Direction —
Transcribe every entry below word for word, but skip the pictures.

Data for this task —
--- BEGIN ---

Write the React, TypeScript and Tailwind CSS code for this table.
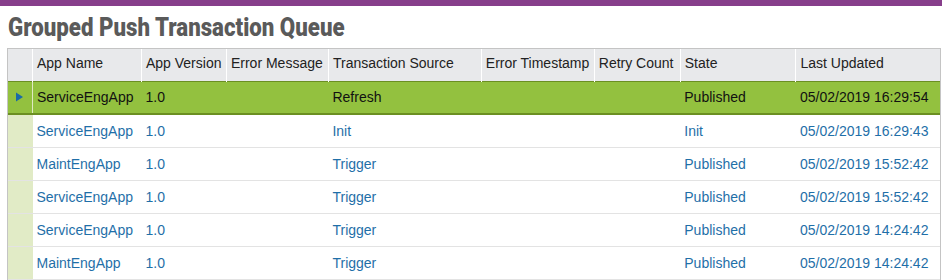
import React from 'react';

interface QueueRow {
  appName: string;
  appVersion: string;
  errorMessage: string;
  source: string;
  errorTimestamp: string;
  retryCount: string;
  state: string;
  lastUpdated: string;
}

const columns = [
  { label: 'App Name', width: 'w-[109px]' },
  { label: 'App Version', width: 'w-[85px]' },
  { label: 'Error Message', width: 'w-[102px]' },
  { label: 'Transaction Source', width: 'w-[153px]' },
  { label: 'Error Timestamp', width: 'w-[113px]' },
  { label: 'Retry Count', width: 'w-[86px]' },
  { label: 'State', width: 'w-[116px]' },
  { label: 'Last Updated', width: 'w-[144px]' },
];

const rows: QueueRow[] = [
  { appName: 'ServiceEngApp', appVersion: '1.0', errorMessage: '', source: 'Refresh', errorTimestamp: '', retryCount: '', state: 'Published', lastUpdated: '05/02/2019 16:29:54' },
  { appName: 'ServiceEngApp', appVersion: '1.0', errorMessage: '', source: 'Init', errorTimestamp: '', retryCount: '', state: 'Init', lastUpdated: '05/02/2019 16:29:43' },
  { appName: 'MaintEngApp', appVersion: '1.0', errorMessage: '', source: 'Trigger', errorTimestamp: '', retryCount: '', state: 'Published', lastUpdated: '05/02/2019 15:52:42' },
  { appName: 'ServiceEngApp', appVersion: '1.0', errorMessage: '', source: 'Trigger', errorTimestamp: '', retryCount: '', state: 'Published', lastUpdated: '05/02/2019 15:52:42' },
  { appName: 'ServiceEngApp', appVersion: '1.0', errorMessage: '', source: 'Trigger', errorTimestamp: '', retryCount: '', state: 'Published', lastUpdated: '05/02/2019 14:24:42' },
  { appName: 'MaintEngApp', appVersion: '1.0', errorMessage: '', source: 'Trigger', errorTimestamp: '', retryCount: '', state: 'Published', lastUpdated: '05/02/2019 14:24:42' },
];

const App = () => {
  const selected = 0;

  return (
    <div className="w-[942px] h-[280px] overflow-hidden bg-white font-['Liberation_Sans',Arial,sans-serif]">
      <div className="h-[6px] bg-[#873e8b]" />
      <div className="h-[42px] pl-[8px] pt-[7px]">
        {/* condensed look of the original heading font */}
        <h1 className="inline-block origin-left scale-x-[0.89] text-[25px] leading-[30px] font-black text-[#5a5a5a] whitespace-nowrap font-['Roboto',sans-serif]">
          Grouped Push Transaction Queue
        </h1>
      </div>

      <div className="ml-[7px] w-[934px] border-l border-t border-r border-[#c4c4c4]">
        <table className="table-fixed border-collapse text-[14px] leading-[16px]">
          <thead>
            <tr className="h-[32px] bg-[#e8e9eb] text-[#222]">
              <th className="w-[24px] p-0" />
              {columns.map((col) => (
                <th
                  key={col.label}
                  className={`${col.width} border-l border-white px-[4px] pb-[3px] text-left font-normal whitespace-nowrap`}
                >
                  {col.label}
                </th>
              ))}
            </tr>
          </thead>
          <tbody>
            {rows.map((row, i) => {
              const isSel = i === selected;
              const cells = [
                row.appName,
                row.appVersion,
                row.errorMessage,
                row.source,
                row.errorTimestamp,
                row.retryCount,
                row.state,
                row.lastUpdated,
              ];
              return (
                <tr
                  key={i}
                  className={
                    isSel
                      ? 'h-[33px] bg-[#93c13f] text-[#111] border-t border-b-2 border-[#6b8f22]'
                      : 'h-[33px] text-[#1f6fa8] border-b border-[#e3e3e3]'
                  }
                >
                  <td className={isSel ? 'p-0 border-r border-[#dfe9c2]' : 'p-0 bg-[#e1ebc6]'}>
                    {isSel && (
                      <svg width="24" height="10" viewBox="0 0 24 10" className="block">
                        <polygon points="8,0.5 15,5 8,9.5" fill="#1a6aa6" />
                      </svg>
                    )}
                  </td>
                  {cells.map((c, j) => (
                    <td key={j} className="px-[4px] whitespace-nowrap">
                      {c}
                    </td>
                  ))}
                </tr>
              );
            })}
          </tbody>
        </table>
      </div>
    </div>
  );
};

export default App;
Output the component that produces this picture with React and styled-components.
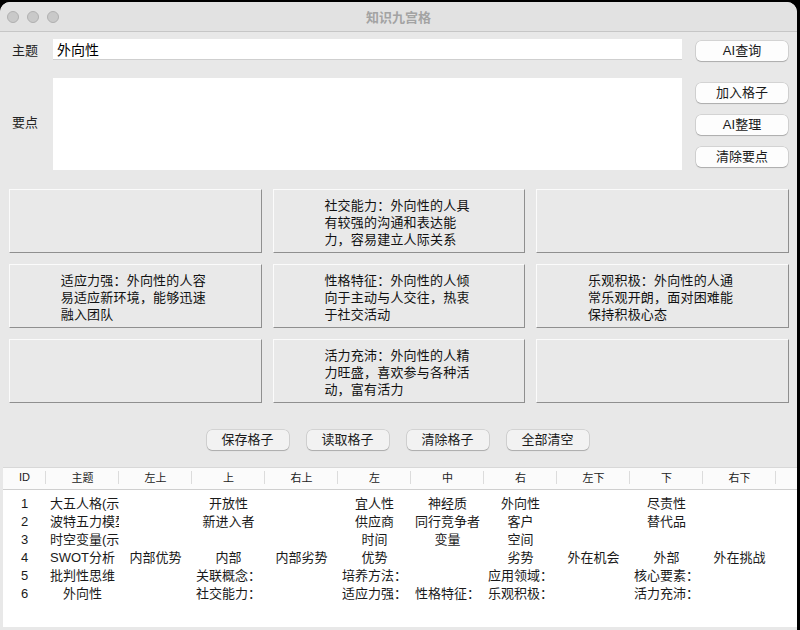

--- END ---

Task response —
Write the React, TypeScript and Tailwind CSS code for this table.
import React from 'react';

interface QueueRow {
  appName: string;
  appVersion: string;
  errorMessage: string;
  source: string;
  errorTimestamp: string;
  retryCount: string;
  state: string;
  lastUpdated: string;
}

const columns = [
  { label: 'App Name', width: 'w-[109px]' },
  { label: 'App Version', width: 'w-[85px]' },
  { label: 'Error Message', width: 'w-[102px]' },
  { label: 'Transaction Source', width: 'w-[153px]' },
  { label: 'Error Timestamp', width: 'w-[113px]' },
  { label: 'Retry Count', width: 'w-[86px]' },
  { label: 'State', width: 'w-[116px]' },
  { label: 'Last Updated', width: 'w-[144px]' },
];

const rows: QueueRow[] = [
  { appName: 'ServiceEngApp', appVersion: '1.0', errorMessage: '', source: 'Refresh', errorTimestamp: '', retryCount: '', state: 'Published', lastUpdated: '05/02/2019 16:29:54' },
  { appName: 'ServiceEngApp', appVersion: '1.0', errorMessage: '', source: 'Init', errorTimestamp: '', retryCount: '', state: 'Init', lastUpdated: '05/02/2019 16:29:43' },
  { appName: 'MaintEngApp', appVersion: '1.0', errorMessage: '', source: 'Trigger', errorTimestamp: '', retryCount: '', state: 'Published', lastUpdated: '05/02/2019 15:52:42' },
  { appName: 'ServiceEngApp', appVersion: '1.0', errorMessage: '', source: 'Trigger', errorTimestamp: '', retryCount: '', state: 'Published', lastUpdated: '05/02/2019 15:52:42' },
  { appName: 'ServiceEngApp', appVersion: '1.0', errorMessage: '', source: 'Trigger', errorTimestamp: '', retryCount: '', state: 'Published', lastUpdated: '05/02/2019 14:24:42' },
  { appName: 'MaintEngApp', appVersion: '1.0', errorMessage: '', source: 'Trigger', errorTimestamp: '', retryCount: '', state: 'Published', lastUpdated: '05/02/2019 14:24:42' },
];

const App = () => {
  const selected = 0;

  return (
    <div className="w-[942px] h-[280px] overflow-hidden bg-white font-['Liberation_Sans',Arial,sans-serif]">
      <div className="h-[6px] bg-[#873e8b]" />
      <div className="h-[42px] pl-[8px] pt-[7px]">
        {/* condensed look of the original heading font */}
        <h1 className="inline-block origin-left scale-x-[0.89] text-[25px] leading-[30px] font-black text-[#5a5a5a] whitespace-nowrap font-['Roboto',sans-serif]">
          Grouped Push Transaction Queue
        </h1>
      </div>

      <div className="ml-[7px] w-[934px] border-l border-t border-r border-[#c4c4c4]">
        <table className="table-fixed border-collapse text-[14px] leading-[16px]">
          <thead>
            <tr className="h-[32px] bg-[#e8e9eb] text-[#222]">
              <th className="w-[24px] p-0" />
              {columns.map((col) => (
                <th
                  key={col.label}
                  className={`${col.width} border-l border-white px-[4px] pb-[3px] text-left font-normal whitespace-nowrap`}
                >
                  {col.label}
                </th>
              ))}
            </tr>
          </thead>
          <tbody>
            {rows.map((row, i) => {
              const isSel = i === selected;
              const cells = [
                row.appName,
                row.appVersion,
                row.errorMessage,
                row.source,
                row.errorTimestamp,
                row.retryCount,
                row.state,
                row.lastUpdated,
              ];
              return (
                <tr
                  key={i}
                  className={
                    isSel
                      ? 'h-[33px] bg-[#93c13f] text-[#111] border-t border-b-2 border-[#6b8f22]'
                      : 'h-[33px] text-[#1f6fa8] border-b border-[#e3e3e3]'
                  }
                >
                  <td className={isSel ? 'p-0 border-r border-[#dfe9c2]' : 'p-0 bg-[#e1ebc6]'}>
                    {isSel && (
                      <svg width="24" height="10" viewBox="0 0 24 10" className="block">
                        <polygon points="8,0.5 15,5 8,9.5" fill="#1a6aa6" />
                      </svg>
                    )}
                  </td>
                  {cells.map((c, j) => (
                    <td key={j} className="px-[4px] whitespace-nowrap">
                      {c}
                    </td>
                  ))}
                </tr>
              );
            })}
          </tbody>
        </table>
      </div>
    </div>
  );
};

export default App;
Output the component that produces this picture with React and styled-components.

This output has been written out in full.